Cheesecake, Virgin Strawberry Margarita

Silver Cloud Baking Contest, 1st. Prize - Jay Lampart

This recipe looks is simple and fun to make. Agave nectar is available in health food stores and large supermarkets. If you dont have Vanilla Bean Paste can substitute 1/2 tsp. Pure Vanilla Extract.


    For Crust:

  • 2 cups Graham Cracker Crumbs
  • 1/4 cup sugar, granulated
  • 1 Tbsp. salt
  • 10 Tbsp. butter (5 oz. by weight)
  • For Cake:

  • 4 ea. 8 oz. package cream cheese ( 2 lbs. )
  • 3/4 cup + 2 Tbsp. Agave Nectar
  • 1-1/2 cups sour cream
  • 4 tsp. corn starch
  • 2 eggs
  • 1 lime (only the zest)
  • 1 tsp. Strawberry, Natural Flavor Blend
  • 1/4 tsp. Vanilla Bean Paste
  • 1/2 cup raspberry preserves or jam


1. For the crust - melt butter and mix with dry ingredients. Mixture should clump when squuezed, but crumble nicely into chunks when broken apart, like semi-wet sand.

2. Line the bottom of a spring-form pan (see sizes and yields below) with parchment paper. The best way to accomplish this is to trace around the pan with a pan with a pencil and cut along the inside line. Tip - spring form pans have a tendency to leak. I recommend wraping the bottom and sides with heavy duty aluminum foil using one solid piece to prevent water from getting into the pan while baking. Place the prepared spring-form pan on a sheet pan that is at least 1" deep.
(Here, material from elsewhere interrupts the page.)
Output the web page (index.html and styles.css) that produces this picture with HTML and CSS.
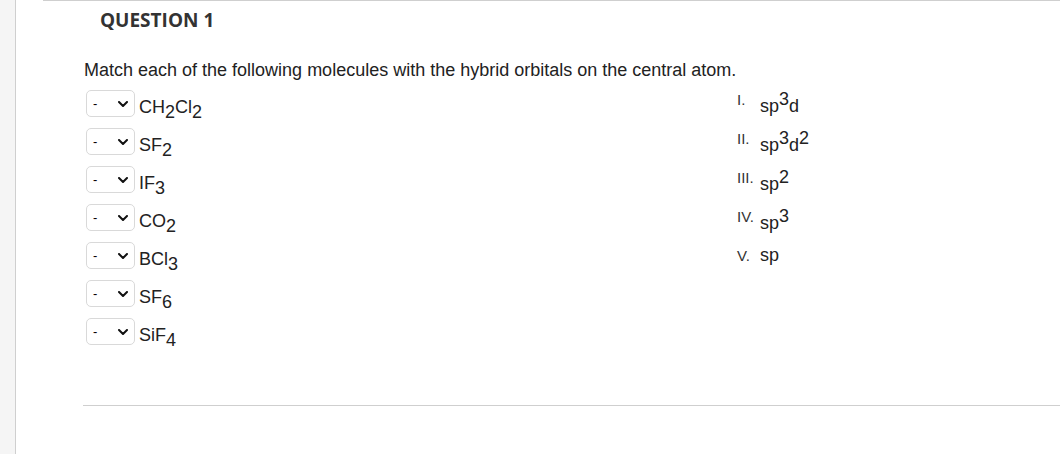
FILE: index.html
```html
<!DOCTYPE html>
<html lang="en">
<head>
<meta charset="utf-8">
<title>Question 1</title>
<link rel="stylesheet" href="styles.css">
</head>
<body>
<div class="page">
  <aside class="rail"></aside>
  <main class="main">
    <section class="question">
      <h2 class="q-title">QUESTION 1</h2>
      <div class="q-body">
        <p class="prompt">Match each of the following molecules with the hybrid orbitals on the central atom.</p>
        <div class="match">
          <ul class="items">
            <li class="item"><span class="sel"><select><option>-</option></select><svg class="chev" viewBox="0 0 10 6" width="10" height="6"><path d="M1 1 L5 5 L9 1" /></svg></span><span class="mol">CH<sub>2</sub>Cl<sub>2</sub></span></li>
            <li class="item"><span class="sel"><select><option>-</option></select><svg class="chev" viewBox="0 0 10 6" width="10" height="6"><path d="M1 1 L5 5 L9 1" /></svg></span><span class="mol">SF<sub>2</sub></span></li>
            <li class="item"><span class="sel"><select><option>-</option></select><svg class="chev" viewBox="0 0 10 6" width="10" height="6"><path d="M1 1 L5 5 L9 1" /></svg></span><span class="mol">IF<sub>3</sub></span></li>
            <li class="item"><span class="sel"><select><option>-</option></select><svg class="chev" viewBox="0 0 10 6" width="10" height="6"><path d="M1 1 L5 5 L9 1" /></svg></span><span class="mol">CO<sub>2</sub></span></li>
            <li class="item"><span class="sel"><select><option>-</option></select><svg class="chev" viewBox="0 0 10 6" width="10" height="6"><path d="M1 1 L5 5 L9 1" /></svg></span><span class="mol">BCl<sub>3</sub></span></li>
            <li class="item"><span class="sel"><select><option>-</option></select><svg class="chev" viewBox="0 0 10 6" width="10" height="6"><path d="M1 1 L5 5 L9 1" /></svg></span><span class="mol">SF<sub>6</sub></span></li>
            <li class="item"><span class="sel"><select><option>-</option></select><svg class="chev" viewBox="0 0 10 6" width="10" height="6"><path d="M1 1 L5 5 L9 1" /></svg></span><span class="mol">SiF<sub>4</sub></span></li>
          </ul>
          <ol class="answers">
            <li class="answer"><span class="num"><span>I.</span></span><span class="ans">sp<sup>3</sup>d</span></li>
            <li class="answer"><span class="num"><span>II.</span></span><span class="ans">sp<sup>3</sup>d<sup>2</sup></span></li>
            <li class="answer"><span class="num"><span>III.</span></span><span class="ans">sp<sup>2</sup></span></li>
            <li class="answer"><span class="num"><span>IV.</span></span><span class="ans">sp<sup>3</sup></span></li>
            <li class="answer"><span class="num"><span>V.</span></span><span class="ans">sp</span></li>
          </ol>
        </div>
      </div>
    </section>
  </main>
</div>
</body>
</html>
```

FILE: styles.css
```css
* { box-sizing: border-box; }

html, body {
  margin: 0;
  padding: 0;
  background: #fff;
}

body {
  font-family: "Liberation Sans", Arial, sans-serif;
  color: #222;
}

.page {
  display: flex;
  min-height: 454px;
}

.rail {
  width: 16px;
  flex: 0 0 16px;
  background: #f5f5f5;
  border-right: 1px solid #cfcfcf;
}

.main {
  flex: 1;
  padding-left: 27px;
}

.question {
  border-top: 1px solid #cfcfcf;
}

.q-title {
  margin: 0;
  padding: 6px 0 0 57px;
  font-family: "Open Sans", sans-serif;
  font-weight: 700;
  font-size: 19px;
  line-height: 26px;
  color: #333;
}

.q-body {
  margin-left: 40px;
  padding-bottom: 60px;
  border-bottom: 1px solid #cfcfcf;
}

.prompt {
  margin: 27px 0 0 1px;
  font-size: 18px;
  line-height: 21px;
  color: #222;
}

.match {
  display: flex;
  align-items: flex-start;
  margin-top: 9px;
}

.items {
  list-style: none;
  margin: 0;
  padding: 0 0 0 3px;
  width: 654px;
  display: flex;
  flex-direction: column;
  gap: 11px;
}

.item {
  display: flex;
  align-items: flex-start;
  height: 27px;
}

.sel {
  position: relative;
  display: block;
  width: 49px;
  height: 27px;
}

.sel select {
  appearance: none;
  -webkit-appearance: none;
  width: 49px;
  height: 27px;
  margin: 0;
  padding: 0 0 0 6px;
  border: 1px solid #d9d9d9;
  border-radius: 5px;
  background: #fff;
  font-family: "Liberation Sans", Arial, sans-serif;
  font-size: 13px;
  color: #000;
}

.chev {
  position: absolute;
  left: 32px;
  top: 11px;
  fill: none;
  stroke: #111;
  stroke-width: 2;
  stroke-linecap: round;
  stroke-linejoin: round;
  pointer-events: none;
}

.mol {
  margin: 7px 0 0 4px;
  font-size: 18px;
  line-height: 21px;
  color: #222;
}

.mol sub {
  font-size: 100%;
  vertical-align: sub;
  line-height: 0;
}

.answers {
  list-style: none;
  margin: -1px 0 0 0;
  padding: 0;
  display: flex;
  flex-direction: column;
  gap: 11px;
}

.answer {
  display: flex;
  align-items: flex-start;
}

.num {
  width: 23px;
  font-size: 18px;
  line-height: 21px;
}

.num span {
  font-size: 15px;
  color: #333;
}

.ans {
  font-size: 18px;
  line-height: 21px;
  color: #222;
}

.ans sup {
  font-size: 100%;
  vertical-align: super;
}
```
3. Grease the pan with butter shorteneing or spray. Gently press the grahan cracker mixture evenly into bottom of pan, compacting it as much as possible. be sure to cover entire bottom of pan, Bake at 350 F. in a still oven for 6 - 8 minutes or until crust is set up nicely.

4. While crust is cooling, prepare cake batter. In a mixing bowl fitted with a paddle beat the softened cream cheese with the lime zest on medium speed until smooth and well aerated. Be sure to occaisionally scrape down the sides of the bowl with a spatula to ensure it is uniform.

5. Add the agave nectar and continue to mix on medium speed. Once incorporated, add the sour cream. Continue mixing then stop machine and scrape down the bowl. Once incorporated, add the corn starch. Mix in slowly so it doesn't spill everywhere. Add the vanilla, the Strawberry, Natural Flavor Blend and the eggs. Once the eggs are incorporated, cease mixing and pour the batter in the spring-form pan ontop of the crust.

6. In a small bowl, whisk the rapsberry preserves until smooth. Pour into cake in a thin line form the center out, spinning the cake to form a pinwheel design(not necessary, but makes for a pretty presentation). Any other pattern or design will do, as long as there is batter and preserves showing on the surface of the cake. For the pinwheel: using the tip of a knife, make small swirling motions around the surface of the cake to create a "tye dye" look with the preserves.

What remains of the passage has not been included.